* Material provided *
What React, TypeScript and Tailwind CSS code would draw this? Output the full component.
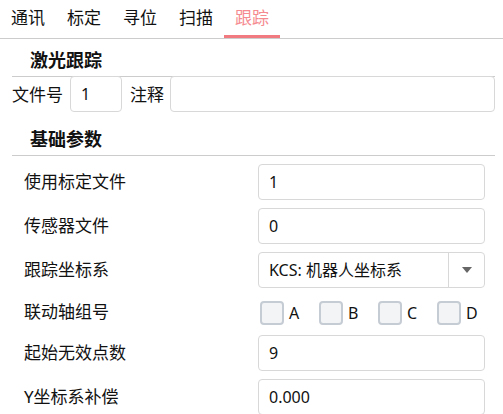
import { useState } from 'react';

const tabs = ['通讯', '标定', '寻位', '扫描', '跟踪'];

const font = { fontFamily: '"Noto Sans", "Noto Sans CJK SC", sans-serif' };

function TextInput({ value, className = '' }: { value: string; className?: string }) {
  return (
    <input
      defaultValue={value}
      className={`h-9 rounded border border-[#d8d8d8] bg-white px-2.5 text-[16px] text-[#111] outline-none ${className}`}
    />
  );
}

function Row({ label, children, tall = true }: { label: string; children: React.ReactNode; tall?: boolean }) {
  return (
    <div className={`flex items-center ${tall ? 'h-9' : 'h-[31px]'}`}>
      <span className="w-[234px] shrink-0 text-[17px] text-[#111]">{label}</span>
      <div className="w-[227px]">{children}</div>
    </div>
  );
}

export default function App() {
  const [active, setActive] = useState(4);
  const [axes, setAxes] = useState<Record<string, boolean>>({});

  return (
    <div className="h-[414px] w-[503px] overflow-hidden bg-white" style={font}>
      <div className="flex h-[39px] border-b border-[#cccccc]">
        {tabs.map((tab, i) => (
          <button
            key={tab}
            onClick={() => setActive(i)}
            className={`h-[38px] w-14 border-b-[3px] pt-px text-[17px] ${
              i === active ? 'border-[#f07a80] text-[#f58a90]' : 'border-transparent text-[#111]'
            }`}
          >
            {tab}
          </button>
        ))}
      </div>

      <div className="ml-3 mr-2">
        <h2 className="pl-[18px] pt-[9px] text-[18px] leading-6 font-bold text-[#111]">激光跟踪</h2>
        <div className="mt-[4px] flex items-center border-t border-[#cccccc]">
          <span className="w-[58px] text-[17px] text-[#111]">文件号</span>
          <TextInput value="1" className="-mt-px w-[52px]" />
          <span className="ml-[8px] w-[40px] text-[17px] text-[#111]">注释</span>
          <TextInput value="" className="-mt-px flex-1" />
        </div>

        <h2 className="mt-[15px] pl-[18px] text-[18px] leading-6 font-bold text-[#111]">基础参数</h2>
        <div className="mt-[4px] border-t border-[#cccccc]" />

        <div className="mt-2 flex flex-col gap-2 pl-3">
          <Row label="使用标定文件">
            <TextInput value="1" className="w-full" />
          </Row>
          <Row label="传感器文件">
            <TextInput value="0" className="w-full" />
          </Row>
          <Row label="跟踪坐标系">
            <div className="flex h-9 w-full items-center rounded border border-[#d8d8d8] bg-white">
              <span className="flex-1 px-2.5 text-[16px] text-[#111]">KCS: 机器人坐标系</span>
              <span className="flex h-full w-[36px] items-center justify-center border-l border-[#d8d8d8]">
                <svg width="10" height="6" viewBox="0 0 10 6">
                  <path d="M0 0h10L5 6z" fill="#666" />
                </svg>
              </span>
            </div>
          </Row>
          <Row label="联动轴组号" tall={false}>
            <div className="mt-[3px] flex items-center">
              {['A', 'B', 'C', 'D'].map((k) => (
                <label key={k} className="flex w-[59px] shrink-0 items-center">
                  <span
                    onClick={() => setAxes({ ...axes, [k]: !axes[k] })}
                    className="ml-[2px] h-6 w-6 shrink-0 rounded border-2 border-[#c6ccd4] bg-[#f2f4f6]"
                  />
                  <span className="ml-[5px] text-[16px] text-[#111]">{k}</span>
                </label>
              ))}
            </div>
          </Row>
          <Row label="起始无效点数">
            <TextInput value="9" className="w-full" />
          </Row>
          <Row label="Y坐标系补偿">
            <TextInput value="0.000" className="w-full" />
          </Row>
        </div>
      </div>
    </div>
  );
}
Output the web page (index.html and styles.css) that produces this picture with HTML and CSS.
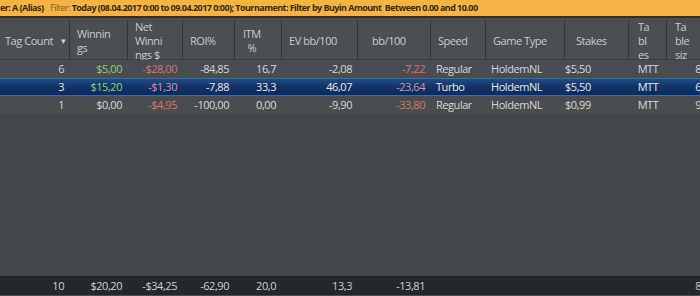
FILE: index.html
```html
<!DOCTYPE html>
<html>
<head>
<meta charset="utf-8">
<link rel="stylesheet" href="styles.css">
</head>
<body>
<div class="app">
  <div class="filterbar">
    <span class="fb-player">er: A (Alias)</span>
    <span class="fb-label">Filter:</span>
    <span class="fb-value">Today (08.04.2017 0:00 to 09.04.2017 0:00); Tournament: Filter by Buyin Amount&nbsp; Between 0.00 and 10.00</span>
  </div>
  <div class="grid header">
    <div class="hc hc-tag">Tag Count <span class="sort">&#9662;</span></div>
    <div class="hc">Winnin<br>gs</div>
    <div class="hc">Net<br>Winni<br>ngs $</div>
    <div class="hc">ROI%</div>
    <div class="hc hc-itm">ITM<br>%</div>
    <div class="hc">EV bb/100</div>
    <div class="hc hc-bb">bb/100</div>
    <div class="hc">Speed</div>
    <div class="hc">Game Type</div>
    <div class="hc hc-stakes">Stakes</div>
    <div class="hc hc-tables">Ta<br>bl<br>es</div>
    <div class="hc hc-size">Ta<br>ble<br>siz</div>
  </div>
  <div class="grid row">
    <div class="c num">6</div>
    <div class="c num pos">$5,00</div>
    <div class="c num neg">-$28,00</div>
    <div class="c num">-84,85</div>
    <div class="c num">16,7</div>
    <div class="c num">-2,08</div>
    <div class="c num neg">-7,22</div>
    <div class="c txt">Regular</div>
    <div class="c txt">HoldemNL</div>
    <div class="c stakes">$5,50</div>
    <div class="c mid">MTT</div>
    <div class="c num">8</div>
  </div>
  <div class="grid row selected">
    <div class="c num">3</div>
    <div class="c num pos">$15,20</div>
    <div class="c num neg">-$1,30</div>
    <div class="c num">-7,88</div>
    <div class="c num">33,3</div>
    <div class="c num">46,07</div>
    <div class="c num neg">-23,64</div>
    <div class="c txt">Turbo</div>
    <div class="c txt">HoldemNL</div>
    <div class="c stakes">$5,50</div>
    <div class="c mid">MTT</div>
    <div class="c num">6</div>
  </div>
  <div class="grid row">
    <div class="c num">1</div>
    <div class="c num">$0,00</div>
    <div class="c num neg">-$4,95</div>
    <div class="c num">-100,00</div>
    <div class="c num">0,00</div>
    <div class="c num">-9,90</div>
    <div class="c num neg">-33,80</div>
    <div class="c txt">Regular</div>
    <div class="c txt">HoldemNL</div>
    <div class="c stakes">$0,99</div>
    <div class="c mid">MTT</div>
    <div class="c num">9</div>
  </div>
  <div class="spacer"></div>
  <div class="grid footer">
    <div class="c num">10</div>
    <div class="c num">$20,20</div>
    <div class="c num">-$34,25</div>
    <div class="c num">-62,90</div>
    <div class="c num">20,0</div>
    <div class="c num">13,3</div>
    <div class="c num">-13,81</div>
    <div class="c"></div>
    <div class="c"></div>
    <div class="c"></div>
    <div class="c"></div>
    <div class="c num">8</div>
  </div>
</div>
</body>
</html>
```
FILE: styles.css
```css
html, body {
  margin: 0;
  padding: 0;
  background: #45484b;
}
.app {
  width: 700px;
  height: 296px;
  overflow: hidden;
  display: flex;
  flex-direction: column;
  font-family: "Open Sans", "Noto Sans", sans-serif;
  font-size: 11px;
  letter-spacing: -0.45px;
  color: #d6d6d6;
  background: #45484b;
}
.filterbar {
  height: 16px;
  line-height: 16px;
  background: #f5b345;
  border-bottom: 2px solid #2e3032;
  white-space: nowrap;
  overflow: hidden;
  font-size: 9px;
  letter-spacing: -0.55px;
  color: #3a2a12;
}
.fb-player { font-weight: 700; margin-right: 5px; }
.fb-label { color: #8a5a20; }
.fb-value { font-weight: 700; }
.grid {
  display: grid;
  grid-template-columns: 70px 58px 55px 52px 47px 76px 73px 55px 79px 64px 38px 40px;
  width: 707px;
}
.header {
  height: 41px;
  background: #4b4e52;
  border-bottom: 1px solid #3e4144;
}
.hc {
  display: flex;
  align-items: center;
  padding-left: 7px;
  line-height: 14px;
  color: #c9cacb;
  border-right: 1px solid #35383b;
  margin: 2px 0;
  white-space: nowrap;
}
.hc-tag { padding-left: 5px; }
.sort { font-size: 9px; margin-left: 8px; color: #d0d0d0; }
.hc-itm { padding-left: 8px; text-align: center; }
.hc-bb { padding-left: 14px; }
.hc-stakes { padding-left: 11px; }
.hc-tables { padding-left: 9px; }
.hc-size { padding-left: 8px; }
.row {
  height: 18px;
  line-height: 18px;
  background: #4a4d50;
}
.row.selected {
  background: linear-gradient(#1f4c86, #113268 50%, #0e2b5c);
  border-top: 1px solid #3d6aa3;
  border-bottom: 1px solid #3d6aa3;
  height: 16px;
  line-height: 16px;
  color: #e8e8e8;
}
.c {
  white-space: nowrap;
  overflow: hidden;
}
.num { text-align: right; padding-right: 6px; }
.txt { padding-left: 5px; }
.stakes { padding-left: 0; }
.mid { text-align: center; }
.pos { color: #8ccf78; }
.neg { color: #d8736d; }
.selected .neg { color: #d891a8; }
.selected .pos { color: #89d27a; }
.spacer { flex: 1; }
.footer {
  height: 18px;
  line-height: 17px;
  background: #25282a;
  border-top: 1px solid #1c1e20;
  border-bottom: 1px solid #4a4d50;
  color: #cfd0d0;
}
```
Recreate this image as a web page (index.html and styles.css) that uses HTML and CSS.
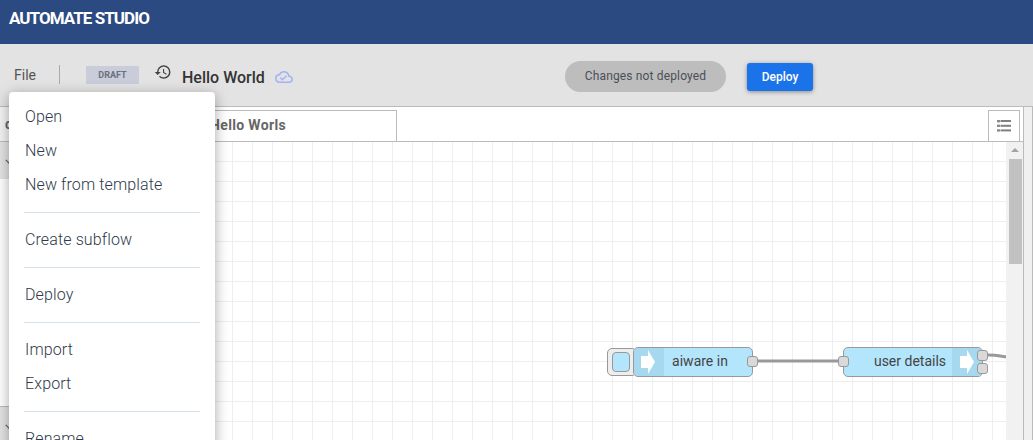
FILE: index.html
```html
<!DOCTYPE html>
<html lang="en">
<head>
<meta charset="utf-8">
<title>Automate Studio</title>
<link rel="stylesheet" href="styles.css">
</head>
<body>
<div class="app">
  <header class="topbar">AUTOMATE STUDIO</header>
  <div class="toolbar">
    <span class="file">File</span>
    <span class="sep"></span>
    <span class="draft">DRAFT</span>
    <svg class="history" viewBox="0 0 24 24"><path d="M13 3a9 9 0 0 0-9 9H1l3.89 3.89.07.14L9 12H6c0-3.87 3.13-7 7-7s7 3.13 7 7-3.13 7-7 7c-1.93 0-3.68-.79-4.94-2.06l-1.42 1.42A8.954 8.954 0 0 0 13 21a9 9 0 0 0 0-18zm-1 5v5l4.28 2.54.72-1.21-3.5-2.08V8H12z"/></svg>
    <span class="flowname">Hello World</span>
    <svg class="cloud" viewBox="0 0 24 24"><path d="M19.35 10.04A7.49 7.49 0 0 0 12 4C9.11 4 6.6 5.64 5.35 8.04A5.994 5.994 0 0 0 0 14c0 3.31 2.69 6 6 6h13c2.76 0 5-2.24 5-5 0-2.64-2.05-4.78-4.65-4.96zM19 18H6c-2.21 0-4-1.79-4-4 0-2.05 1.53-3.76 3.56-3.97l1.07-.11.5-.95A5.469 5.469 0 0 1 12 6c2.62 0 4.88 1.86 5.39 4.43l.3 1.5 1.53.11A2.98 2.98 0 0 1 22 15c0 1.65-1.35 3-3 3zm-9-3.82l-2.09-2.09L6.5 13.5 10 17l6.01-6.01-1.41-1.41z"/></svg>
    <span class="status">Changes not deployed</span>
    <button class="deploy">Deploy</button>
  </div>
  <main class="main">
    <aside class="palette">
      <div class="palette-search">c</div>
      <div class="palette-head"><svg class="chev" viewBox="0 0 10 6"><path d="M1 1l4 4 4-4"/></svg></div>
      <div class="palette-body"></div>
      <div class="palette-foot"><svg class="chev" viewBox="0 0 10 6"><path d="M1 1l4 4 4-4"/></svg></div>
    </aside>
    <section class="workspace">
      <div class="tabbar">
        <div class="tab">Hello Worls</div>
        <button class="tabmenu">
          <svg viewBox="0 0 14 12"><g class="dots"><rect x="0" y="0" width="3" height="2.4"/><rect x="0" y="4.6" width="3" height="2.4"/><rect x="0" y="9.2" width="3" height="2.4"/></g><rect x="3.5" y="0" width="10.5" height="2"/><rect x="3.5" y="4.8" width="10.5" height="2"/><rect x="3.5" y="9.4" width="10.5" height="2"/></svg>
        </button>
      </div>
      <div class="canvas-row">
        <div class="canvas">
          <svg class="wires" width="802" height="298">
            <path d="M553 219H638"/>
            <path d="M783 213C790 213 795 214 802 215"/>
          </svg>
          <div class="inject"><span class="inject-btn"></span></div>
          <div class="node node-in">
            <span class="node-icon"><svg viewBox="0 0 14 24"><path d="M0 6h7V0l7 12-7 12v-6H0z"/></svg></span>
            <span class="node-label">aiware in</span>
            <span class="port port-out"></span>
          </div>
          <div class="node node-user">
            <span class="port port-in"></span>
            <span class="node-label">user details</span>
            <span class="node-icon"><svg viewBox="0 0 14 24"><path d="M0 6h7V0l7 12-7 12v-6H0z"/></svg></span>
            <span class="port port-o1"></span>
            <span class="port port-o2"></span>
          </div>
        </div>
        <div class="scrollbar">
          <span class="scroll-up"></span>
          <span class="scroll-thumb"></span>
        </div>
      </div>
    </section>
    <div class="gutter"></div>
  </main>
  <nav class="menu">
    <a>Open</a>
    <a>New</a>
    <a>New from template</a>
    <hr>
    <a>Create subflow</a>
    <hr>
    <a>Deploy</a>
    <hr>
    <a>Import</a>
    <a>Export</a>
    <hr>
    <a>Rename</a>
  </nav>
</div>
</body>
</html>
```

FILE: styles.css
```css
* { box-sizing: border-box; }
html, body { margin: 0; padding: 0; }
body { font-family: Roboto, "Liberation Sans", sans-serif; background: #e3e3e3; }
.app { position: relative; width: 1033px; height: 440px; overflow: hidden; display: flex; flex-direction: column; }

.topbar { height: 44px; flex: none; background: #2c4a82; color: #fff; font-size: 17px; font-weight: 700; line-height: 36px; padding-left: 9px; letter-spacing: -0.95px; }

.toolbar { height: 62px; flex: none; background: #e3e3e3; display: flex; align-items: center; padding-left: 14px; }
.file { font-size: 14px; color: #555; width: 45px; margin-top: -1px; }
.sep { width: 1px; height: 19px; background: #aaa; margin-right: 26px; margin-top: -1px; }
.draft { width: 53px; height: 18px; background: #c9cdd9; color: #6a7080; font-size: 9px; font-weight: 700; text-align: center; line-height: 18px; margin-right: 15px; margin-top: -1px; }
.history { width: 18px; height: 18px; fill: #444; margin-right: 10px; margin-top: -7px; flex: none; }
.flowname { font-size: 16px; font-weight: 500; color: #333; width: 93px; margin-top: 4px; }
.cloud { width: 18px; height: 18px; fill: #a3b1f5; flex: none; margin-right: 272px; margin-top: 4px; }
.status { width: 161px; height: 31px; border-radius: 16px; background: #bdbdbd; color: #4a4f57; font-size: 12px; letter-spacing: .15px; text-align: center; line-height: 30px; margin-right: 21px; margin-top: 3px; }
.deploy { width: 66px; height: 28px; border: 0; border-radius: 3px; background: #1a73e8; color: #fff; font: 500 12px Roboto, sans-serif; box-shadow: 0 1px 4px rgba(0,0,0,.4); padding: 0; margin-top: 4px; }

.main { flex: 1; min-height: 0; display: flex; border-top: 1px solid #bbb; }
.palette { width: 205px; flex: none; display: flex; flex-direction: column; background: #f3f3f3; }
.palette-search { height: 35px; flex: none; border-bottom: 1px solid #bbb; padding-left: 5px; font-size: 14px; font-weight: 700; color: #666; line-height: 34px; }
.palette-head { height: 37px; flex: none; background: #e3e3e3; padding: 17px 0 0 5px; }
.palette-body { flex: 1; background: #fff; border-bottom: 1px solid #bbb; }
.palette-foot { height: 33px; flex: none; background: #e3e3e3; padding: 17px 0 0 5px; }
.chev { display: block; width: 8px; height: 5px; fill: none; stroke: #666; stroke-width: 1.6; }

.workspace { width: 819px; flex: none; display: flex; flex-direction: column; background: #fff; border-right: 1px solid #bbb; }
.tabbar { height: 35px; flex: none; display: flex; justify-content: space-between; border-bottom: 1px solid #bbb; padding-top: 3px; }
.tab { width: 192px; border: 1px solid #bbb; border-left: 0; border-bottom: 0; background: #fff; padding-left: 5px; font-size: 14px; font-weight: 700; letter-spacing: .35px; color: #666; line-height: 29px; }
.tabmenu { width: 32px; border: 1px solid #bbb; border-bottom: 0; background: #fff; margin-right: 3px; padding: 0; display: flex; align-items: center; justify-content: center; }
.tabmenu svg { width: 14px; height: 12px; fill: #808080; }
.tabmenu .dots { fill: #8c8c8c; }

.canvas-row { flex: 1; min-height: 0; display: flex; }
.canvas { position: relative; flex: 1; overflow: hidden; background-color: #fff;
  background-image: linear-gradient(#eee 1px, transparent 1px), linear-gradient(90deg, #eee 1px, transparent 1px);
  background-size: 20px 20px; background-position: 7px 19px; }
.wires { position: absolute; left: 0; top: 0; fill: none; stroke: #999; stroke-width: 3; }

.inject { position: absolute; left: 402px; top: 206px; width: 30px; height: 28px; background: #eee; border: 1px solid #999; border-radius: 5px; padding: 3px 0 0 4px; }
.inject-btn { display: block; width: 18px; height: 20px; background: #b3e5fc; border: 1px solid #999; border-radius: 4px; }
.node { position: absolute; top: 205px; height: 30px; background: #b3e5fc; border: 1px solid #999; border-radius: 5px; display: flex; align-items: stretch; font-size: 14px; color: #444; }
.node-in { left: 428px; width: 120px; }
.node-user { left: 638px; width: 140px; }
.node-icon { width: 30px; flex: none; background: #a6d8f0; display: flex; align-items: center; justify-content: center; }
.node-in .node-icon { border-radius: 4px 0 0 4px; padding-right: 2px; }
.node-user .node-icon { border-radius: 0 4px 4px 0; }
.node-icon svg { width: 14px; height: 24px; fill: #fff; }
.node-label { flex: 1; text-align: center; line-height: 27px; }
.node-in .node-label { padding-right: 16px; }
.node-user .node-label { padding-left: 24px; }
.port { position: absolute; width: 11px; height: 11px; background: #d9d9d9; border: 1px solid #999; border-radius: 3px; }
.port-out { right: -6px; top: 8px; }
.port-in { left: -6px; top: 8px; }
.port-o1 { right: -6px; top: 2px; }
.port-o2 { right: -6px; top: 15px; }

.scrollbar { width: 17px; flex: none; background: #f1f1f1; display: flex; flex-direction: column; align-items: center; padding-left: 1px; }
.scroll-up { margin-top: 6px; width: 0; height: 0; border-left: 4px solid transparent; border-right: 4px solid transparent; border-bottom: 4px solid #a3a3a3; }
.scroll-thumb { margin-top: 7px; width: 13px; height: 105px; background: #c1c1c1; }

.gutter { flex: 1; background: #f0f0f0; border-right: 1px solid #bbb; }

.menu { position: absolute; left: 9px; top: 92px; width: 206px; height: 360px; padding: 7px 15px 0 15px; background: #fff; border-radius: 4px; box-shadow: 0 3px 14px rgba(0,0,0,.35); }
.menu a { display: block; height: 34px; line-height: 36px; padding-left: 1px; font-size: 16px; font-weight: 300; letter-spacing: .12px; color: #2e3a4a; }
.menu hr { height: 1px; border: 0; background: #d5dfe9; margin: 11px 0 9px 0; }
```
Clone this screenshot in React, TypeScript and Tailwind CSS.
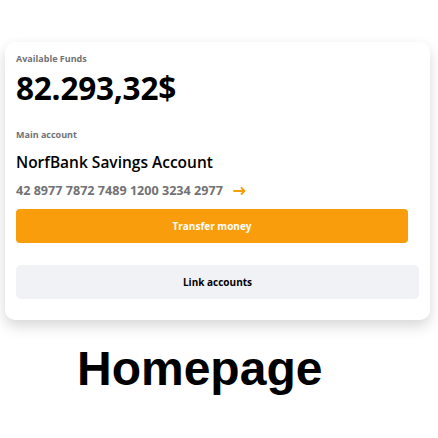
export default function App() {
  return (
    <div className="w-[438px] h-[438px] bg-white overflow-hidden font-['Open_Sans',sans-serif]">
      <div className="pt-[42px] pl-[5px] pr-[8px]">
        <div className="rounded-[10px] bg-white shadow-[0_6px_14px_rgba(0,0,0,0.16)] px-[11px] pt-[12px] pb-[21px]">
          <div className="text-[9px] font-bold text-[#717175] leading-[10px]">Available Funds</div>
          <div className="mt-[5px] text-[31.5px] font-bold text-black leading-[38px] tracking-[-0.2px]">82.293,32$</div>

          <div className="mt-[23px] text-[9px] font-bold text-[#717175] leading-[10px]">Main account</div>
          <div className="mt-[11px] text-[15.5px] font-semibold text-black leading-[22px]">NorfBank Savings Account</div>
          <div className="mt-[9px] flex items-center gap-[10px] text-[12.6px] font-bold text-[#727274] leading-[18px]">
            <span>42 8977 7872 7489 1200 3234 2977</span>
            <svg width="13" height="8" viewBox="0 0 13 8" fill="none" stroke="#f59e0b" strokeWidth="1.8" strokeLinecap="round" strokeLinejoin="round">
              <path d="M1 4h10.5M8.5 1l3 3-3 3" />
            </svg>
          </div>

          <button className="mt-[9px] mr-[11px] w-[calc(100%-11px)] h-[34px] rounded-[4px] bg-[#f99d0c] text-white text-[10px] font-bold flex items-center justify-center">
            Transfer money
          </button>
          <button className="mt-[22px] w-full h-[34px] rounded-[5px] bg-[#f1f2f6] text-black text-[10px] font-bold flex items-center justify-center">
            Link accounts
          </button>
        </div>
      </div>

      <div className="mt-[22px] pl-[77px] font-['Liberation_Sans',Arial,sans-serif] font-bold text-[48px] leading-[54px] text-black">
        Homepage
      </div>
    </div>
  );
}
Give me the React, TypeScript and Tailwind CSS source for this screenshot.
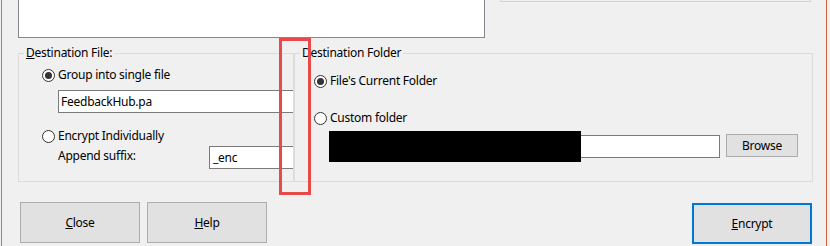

* Given instruction *
Scan the material and collect every line that contains "Tailwind".

* Exercise solution *
What React, TypeScript and Tailwind CSS code would draw this? Output the full component.
Clone this screenshot in React, TypeScript and Tailwind CSS.
Give me the React, TypeScript and Tailwind CSS source for this screenshot.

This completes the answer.